Con el embarazo se me olvidaba ese asunto, pero creo que mi subconsciente guardaba esa memoria y traté (quizás como mecanismo de defensa) de compartir con mis dos hijas todos los elementos de feminidad posibles, de acuerdo a sus edades. Por ejemplo: luego de cenar, inventábamos historias en las que yo era una gran princesa y que debía asistir a un baile, por tanto, tenía que arreglarme para verme bonita. Allí ellas me preguntaban qué tipo de ropa iba a usar, de qué color, y en función de eso, comenzaban a “maquillarme” (la palabra correcta sería “embarrarme” de labial, sombras, coloretes). El peinado era de las cosas más creativas para ellas, pues tengo el cabello corto y es un verdadero reto que quede diferente en cada ocasión.
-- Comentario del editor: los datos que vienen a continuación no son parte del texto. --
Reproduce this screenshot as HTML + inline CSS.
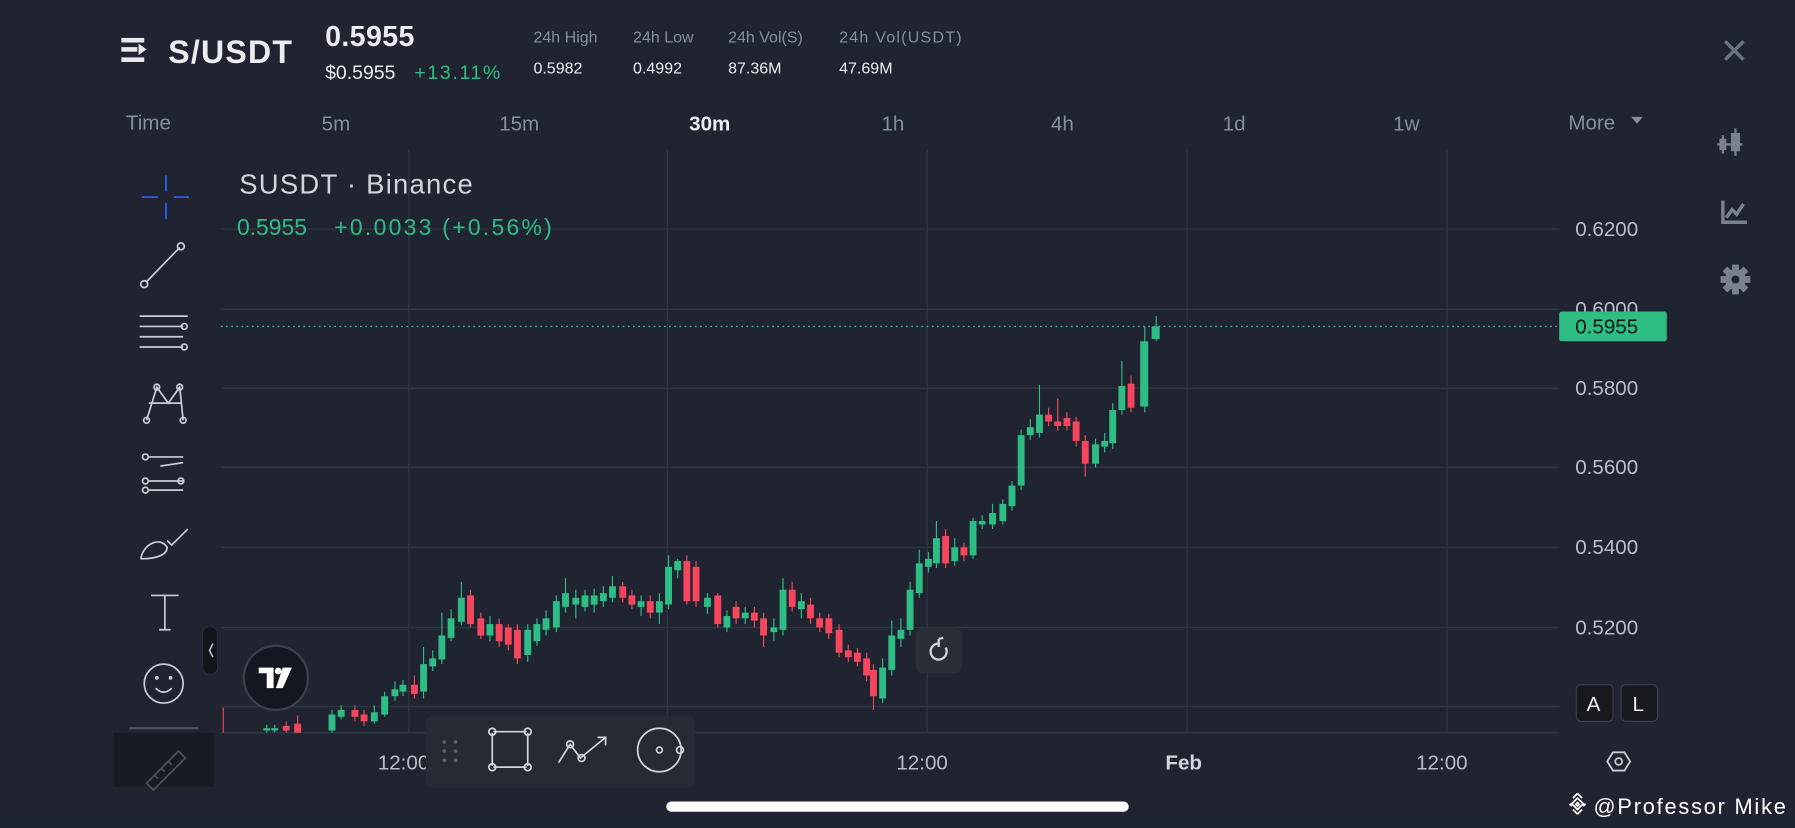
<!DOCTYPE html>
<html><head><meta charset="utf-8"><style>
html,body{margin:0;padding:0;background:#1f2430;width:1795px;height:828px;overflow:hidden}
svg{display:block}
text{font-family:"Liberation Sans",sans-serif}
</style></head><body>
<svg width="1795" height="828" viewBox="0 0 1568 723" xmlns="http://www.w3.org/2000/svg">
<rect width="1568" height="723" fill="#1f2430"/>
<defs><clipPath id="cp"><rect x="193" y="130" width="1170" height="510"/></clipPath></defs>
<!-- header -->
<g fill="#e8eaed"><rect x="106" y="33" width="20" height="4"/><rect x="106" y="41" width="14" height="4"/><rect x="106" y="50" width="20" height="4"/><path d="M121 38 l7 5 -7 5z"/></g>
<text x="147" y="55" font-size="28" font-weight="bold" fill="#eaecef" textLength="108">S/USDT</text>
<text x="284" y="40" font-size="25" font-weight="bold" fill="#eaecef" textLength="78">0.5955</text>
<text x="284" y="69" font-size="17" fill="#eaecef">$0.5955</text>
<text x="362" y="69" font-size="17" fill="#2ebd85" textLength="75">+13.11%</text>
<g font-size="14" fill="#848e9c"><text x="466" y="37">24h High</text><text x="553" y="37">24h Low</text><text x="636" y="37">24h Vol(S)</text><text x="733" y="37" textLength="107">24h Vol(USDT)</text></g>
<g font-size="14" fill="#eaecef"><text x="466" y="64">0.5982</text><text x="553" y="64">0.4992</text><text x="636" y="64">87.36M</text><text x="733" y="64">47.69M</text></g>
<path d="M1507 36 l16 16 M1523 36 l-16 16" stroke="#6b7280" stroke-width="3"/>
<!-- timeframes -->
<g font-size="18" fill="#848e9c"><text x="110" y="113">Time</text><text x="281" y="114">5m</text><text x="436" y="114">15m</text><text x="770" y="114">1h</text><text x="918" y="114">4h</text><text x="1068" y="114">1d</text><text x="1217" y="114">1w</text><text x="1370" y="113">More</text></g>
<text x="602" y="114" font-size="18" font-weight="bold" fill="#eaecef">30m</text>
<path d="M1425 102 h10 l-5 6z" fill="#848e9c"/>
<!-- right icons -->
<g fill="#7a808c"><rect x="1502" y="121" width="6" height="10"/><rect x="1504" y="118" width="2" height="16"/><rect x="1512" y="116" width="8" height="16"/><rect x="1515" y="112" width="2" height="24"/><rect x="1500" y="125" width="22" height="2"/></g>
<path d="M1505 175 v19 h21 M1508 190 l5 -7 4 4 6 -9" stroke="#7a808c" stroke-width="3" fill="none"/>
<g fill="#7a808c"><circle cx="1516" cy="244" r="9"/><rect x="1513" y="231" width="6" height="26"/><rect x="1503" y="241" width="26" height="6"/><rect x="1513" y="231" width="6" height="26" transform="rotate(45 1516 244)"/><rect x="1513" y="231" width="6" height="26" transform="rotate(-45 1516 244)"/></g><circle cx="1516" cy="244" r="3.5" fill="#1f2430"/>
<!-- grid -->
<g stroke="#2e3440" stroke-width="1.2">
<path d="M357 130V640M583 130V640M810 130V640M1037 130V640M1264 130V640"/>
<path d="M193 200H1362M193 270H1362M193 339H1362M193 408H1362M193 478H1362M193 548H1362M193 617H1362M193 640H1362"/>
</g>
<g font-size="18" fill="#b7bdc6"><text x="1376" y="206">0.6200</text><text x="1376" y="276">0.6000</text><text x="1376" y="345">0.5800</text><text x="1376" y="414">0.5600</text><text x="1376" y="484">0.5400</text><text x="1376" y="554">0.5200</text></g>
<line x1="193" y1="285" x2="1362" y2="285" stroke="#2ebd85" stroke-width="1.2" stroke-dasharray="1.5 3"/>
<rect x="1362" y="272" width="94" height="26" rx="2" fill="#2ebd85"/>
<text x="1376" y="291" font-size="18" fill="#0b1a12">0.5955</text>
<text x="209" y="169" font-size="24" fill="#d1d4dc" textLength="204">SUSDT · Binance</text>
<text x="207" y="205" font-size="20" fill="#2ebd85">0.5955</text>
<text x="292" y="205" font-size="20" fill="#2ebd85" textLength="190">+0.0033 (+0.56%)</text>
<!-- candles -->
<g clip-path="url(#cp)">
<g fill="#2ebd85" stroke="#2ebd85" stroke-width="1">
<path d="M233 633V640M240 633V640M290 620V640M298 616V628M327 616V632M336 604V626M345 595V612M352 594V608M370 565V610M378 568V586M386 535V580M394 532V560M403 508V546M428 538V560M461 545V578M469 540V564M477 533V555M486 520V552M494 505V535M503 515V540M511 515V534M519 514V535M527 512V530M535 503V526M560 520V538M576 518V545M584 485V532M592 488V505M618 518V536M635 533V552M651 530V545M676 540V560M684 505V555M700 518V540M771 575V614M779 542V590M787 540V565M795 508V555M803 480V522M811 482V500M818 455V496M834 470V494M850 452V488M858 450V462M867 440V462M876 436V458M884 420V446M892 375V428M900 366V384M908 336V382M957 383V408M965 378V395M972 352V392M980 315V362M1000 285V360M1010 276V298"/>
<g stroke="none">
<rect x="230" y="636" width="6" height="2"/><rect x="237" y="636" width="6" height="2"/><rect x="287" y="624" width="6" height="14"/><rect x="295" y="620" width="6" height="6"/><rect x="324" y="622" width="6" height="8"/><rect x="333" y="608" width="6" height="16"/><rect x="342" y="602" width="6" height="6"/><rect x="349" y="598" width="6" height="6"/><rect x="367" y="580" width="6" height="24"/><rect x="375" y="575" width="6" height="7"/><rect x="383" y="555" width="6" height="21"/><rect x="391" y="540" width="6" height="17"/><rect x="400" y="522" width="6" height="21"/><rect x="425" y="545" width="6" height="10"/><rect x="458" y="550" width="6" height="22"/><rect x="466" y="545" width="6" height="15"/><rect x="474" y="540" width="6" height="10"/><rect x="483" y="525" width="6" height="23"/><rect x="491" y="518" width="6" height="12"/><rect x="500" y="522" width="6" height="6"/><rect x="508" y="520" width="6" height="10"/><rect x="516" y="520" width="6" height="8"/><rect x="524" y="518" width="6" height="7"/><rect x="532" y="512" width="6" height="10"/><rect x="557" y="525" width="6" height="5"/><rect x="573" y="525" width="6" height="10"/><rect x="581" y="495" width="6" height="33"/><rect x="589" y="490" width="6" height="8"/><rect x="615" y="522" width="6" height="8"/><rect x="632" y="538" width="6" height="10"/><rect x="648" y="535" width="6" height="5"/><rect x="673" y="548" width="6" height="4"/><rect x="681" y="515" width="6" height="35"/><rect x="697" y="525" width="6" height="7"/><rect x="768" y="583" width="6" height="27"/><rect x="776" y="555" width="6" height="30"/><rect x="784" y="550" width="6" height="8"/><rect x="792" y="515" width="6" height="35"/><rect x="800" y="492" width="6" height="26"/><rect x="808" y="488" width="6" height="7"/><rect x="815" y="470" width="6" height="22"/><rect x="831" y="478" width="6" height="12"/><rect x="847" y="455" width="6" height="30"/><rect x="855" y="455" width="6" height="3"/><rect x="864" y="448" width="6" height="10"/><rect x="873" y="440" width="6" height="15"/><rect x="881" y="424" width="6" height="18"/><rect x="889" y="380" width="6" height="44"/><rect x="897" y="373" width="6" height="7"/><rect x="905" y="362" width="6" height="16"/><rect x="954" y="388" width="6" height="17"/><rect x="962" y="385" width="6" height="5"/><rect x="969" y="358" width="6" height="29"/><rect x="977" y="337" width="6" height="21"/><rect x="996" y="298" width="7" height="57"/><rect x="1006" y="285" width="7" height="11"/>
</g></g>
<g fill="#f6465d" stroke="#f6465d" stroke-width="1">
<path d="M195 618V640M250 630V640M260 625V640M310 616V630M318 620V634M362 590V610M411 515V548M420 535V558M436 540V565M444 545V568M452 545V580M544 508V526M552 515V532M568 520V540M600 485V528M608 490V530M627 518V548M643 525V545M659 530V548M667 535V565M692 508V534M708 522V545M716 535V552M724 536V558M733 545V574M741 563V578M749 566V582M757 570V595M763 580V620M826 462V496M842 474V490M916 356V372M924 348V376M932 360V376M940 364V390M948 380V416M988 328V360"/>
<g stroke="none">
<rect x="247" y="634" width="6" height="4"/><rect x="257" y="632" width="6" height="8"/><rect x="307" y="620" width="6" height="6"/><rect x="315" y="624" width="6" height="6"/><rect x="359" y="598" width="6" height="8"/><rect x="408" y="520" width="6" height="25"/><rect x="417" y="540" width="6" height="15"/><rect x="433" y="545" width="6" height="15"/><rect x="441" y="548" width="6" height="15"/><rect x="449" y="550" width="6" height="25"/><rect x="541" y="512" width="6" height="10"/><rect x="549" y="520" width="6" height="8"/><rect x="565" y="525" width="6" height="10"/><rect x="597" y="490" width="6" height="35"/><rect x="605" y="495" width="6" height="30"/><rect x="624" y="520" width="6" height="25"/><rect x="640" y="530" width="6" height="10"/><rect x="656" y="535" width="6" height="7"/><rect x="664" y="540" width="6" height="15"/><rect x="689" y="515" width="6" height="15"/><rect x="705" y="528" width="6" height="12"/><rect x="713" y="540" width="6" height="8"/><rect x="721" y="540" width="6" height="13"/><rect x="730" y="550" width="6" height="20"/><rect x="738" y="568" width="6" height="6"/><rect x="746" y="570" width="6" height="8"/><rect x="754" y="575" width="6" height="15"/><rect x="760" y="585" width="6" height="23"/><rect x="823" y="468" width="6" height="24"/><rect x="839" y="478" width="6" height="7"/><rect x="913" y="362" width="6" height="6"/><rect x="921" y="368" width="6" height="4"/><rect x="929" y="365" width="6" height="7"/><rect x="937" y="368" width="6" height="17"/><rect x="945" y="385" width="6" height="20"/><rect x="985" y="335" width="6" height="21"/>
</g></g>
</g>
<!-- time axis -->
<g font-size="18" fill="#b7bdc6"><text x="330" y="672">12:00</text><text x="783" y="672">12:00</text><text x="1237" y="672">12:00</text></g>
<text x="1018" y="672" font-size="18" font-weight="bold" fill="#d1d4dc">Feb</text>
<path d="M1404 665 l5 -8 h10 l5 8 -5 8 h-10z" fill="none" stroke="#c8ccd4" stroke-width="1.6"/><circle cx="1414" cy="665" r="3" fill="none" stroke="#c8ccd4" stroke-width="1.5"/>
<!-- A L -->
<rect x="1377" y="598" width="32" height="32" rx="4" fill="#161a1f" stroke="#3a404c"/><text x="1386" y="621" font-size="18" fill="#eaecef">A</text>
<rect x="1416" y="598" width="32" height="32" rx="4" fill="#161a1f" stroke="#3a404c"/><text x="1426" y="621" font-size="18" fill="#eaecef">L</text>
<!-- left tools -->
<g stroke="#2962ff" stroke-width="1.5"><path d="M145 153V167M145 177V191M124 172H138M152 172H165"/></g>
<g fill="none" stroke="#c8ccd4" stroke-width="1.5">
<path d="M128 246 L157 216"/><circle cx="126" cy="248" r="3"/><circle cx="158" cy="215" r="3"/>
<path d="M122 276H164M122 285H160M122 294H160M122 303H160"/><circle cx="161" cy="285" r="2.5"/><circle cx="161" cy="303" r="2.5"/>
<path d="M128 367 L137 338 L147 352 L157 338 L160 367 M130 352 H158"/><circle cx="128" cy="367" r="2.5"/><circle cx="137" cy="338" r="2.5"/><circle cx="157" cy="338" r="2.5"/><circle cx="160" cy="367" r="2.5"/>
<path d="M130 399H160M140 407L160 404M130 420H160M130 428H160" /><circle cx="127" cy="399" r="2.5"/><circle cx="127" cy="420" r="2.5"/><circle cx="127" cy="428" r="2.5"/><circle cx="158" cy="420" r="2.5"/>
<path d="M123 488 C125 475 140 468 146 478 C146 484 138 488 123 488 M146 472 l4 4 l14 -14"/>
<path d="M132 520H156M144 520V550M139 550H149"/>
<circle cx="143" cy="597" r="17"/><path d="M136 601 q7 7 14 0"/>
</g>
<circle cx="137" cy="592" r="1.6" fill="#c8ccd4"/><circle cx="149" cy="592" r="1.6" fill="#c8ccd4"/>
<rect x="113" y="635" width="60" height="2" fill="#4a505c"/>
<rect x="99" y="640" width="88" height="47" fill="#171b22"/>
<path d="M128 684 l28 -28 6 6 -28 28z M135 677 l3 3 M141 671 l3 3 M147 665 l3 3" fill="none" stroke="#4a505c" stroke-width="1.5"/>
<rect x="177" y="547" width="13" height="42" rx="6" fill="#121519" stroke="#2a2f38"/>
<path d="M186 562 l-3 6 3 6" fill="none" stroke="#c8ccd4" stroke-width="1.3"/>
<circle cx="241" cy="592" r="28" fill="#131722" stroke="#3a3f4a" stroke-width="2"/>
<path d="M226 583 h13 v18 h-6 v-13 h-7z M247 583 h8 l-8 18 h-6z" fill="#fff"/><circle cx="243" cy="586" r="3" fill="#fff"/>
<rect x="800" y="548" width="40" height="40" rx="6" fill="#2a2e39"/>
<path d="M820 562 a7 7 0 1 0 6 3.5 M820 558 v7 M820 558 l4 -1" fill="none" stroke="#d1d4dc" stroke-width="2"/>
<!-- floating toolbar -->
<rect x="372" y="625" width="235" height="63" rx="6" fill="#252a34"/>
<g fill="#5b616d"><circle cx="388" cy="648" r="1.6"/><circle cx="398" cy="648" r="1.6"/><circle cx="388" cy="656" r="1.6"/><circle cx="398" cy="656" r="1.6"/><circle cx="388" cy="664" r="1.6"/><circle cx="398" cy="664" r="1.6"/></g>
<g fill="none" stroke="#d1d4dc" stroke-width="1.5">
<path d="M431 639 H460 M431 670 H460 M430 640 V669 M461 640 V669"/><circle cx="430" cy="639" r="3"/><circle cx="461" cy="639" r="3"/><circle cx="430" cy="670" r="3"/><circle cx="461" cy="670" r="3"/>
<path d="M488 666 L498 650 L507 662 L529 644 M522 644 h7 v7"/><circle cx="498" cy="650" r="3"/><circle cx="508" cy="662" r="3"/>
<circle cx="576" cy="655" r="19"/><circle cx="576" cy="655" r="2.5"/><circle cx="594" cy="655" r="3"/>
</g>
<!-- home bar & watermark -->
<rect x="582" y="700" width="404" height="9" rx="4.5" fill="#fff"/>
<path d="M1378 697 l5 5 -5 5 -5 -5z M1378 701 l1.5 1.5 -1.5 1.5 -1.5 -1.5z M1371 702 l2 2 M1385 702 l-2 2 M1378 711 l-4 -4 M1378 711 l4 -4 M1378 693 l-4 4 M1378 693 l4 4" fill="none" stroke="#fff" stroke-width="1.5"/>
<text x="1392" y="711" font-size="19" fill="#fff" textLength="168">@Professor Mike</text>
</svg>
</body></html>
Mi esposo ha compartido siempre mi rechazo a aquello que decía mi suegra y tenía en mente (también para reafirmar el gran regalo que es la feminidad) que cuando tuvieran su primera menstruación daría una fiesta para toda la familia. ¿Se imaginan? Claro, que con los complejos de la adolescencia, esa idea quedó reducida a una acción de gracias en un almuerzo familiar, pero no se dejó pasar por alto.

El punto fundamental es, madres de niñas y jovencitas, que inculquemos en nuestras hijas el respeto, la admiración y sobre todo, el disfrute de nuestra feminidad. Es un regalo de Dios, de los más especiales. Dice Martín Valverde que solo un necio no puede darse cuenta de que cuando Dios hizo a la mujer no fue porque era lo último que le quedaba por hacer, sino porque era la obra cumbre de la creación. Inculcarles que siempre se ven lindas, que siempre deben ir arregladas (sin importar la clase social a la que se pertenezca), inculcarles que la vida está en ellas y ellas son el instrumento de Dios para la fecundidad. Inculcarles que el hombre es un compañero, no un enemigo, y que en la medida en que ellas se respeten como mujeres, encontrarán hombres que sean dignos de ellas y ellas de él. Inculcarles, en fin, a vivir su sexo a plenitud, con orgullo y sin prejuicios.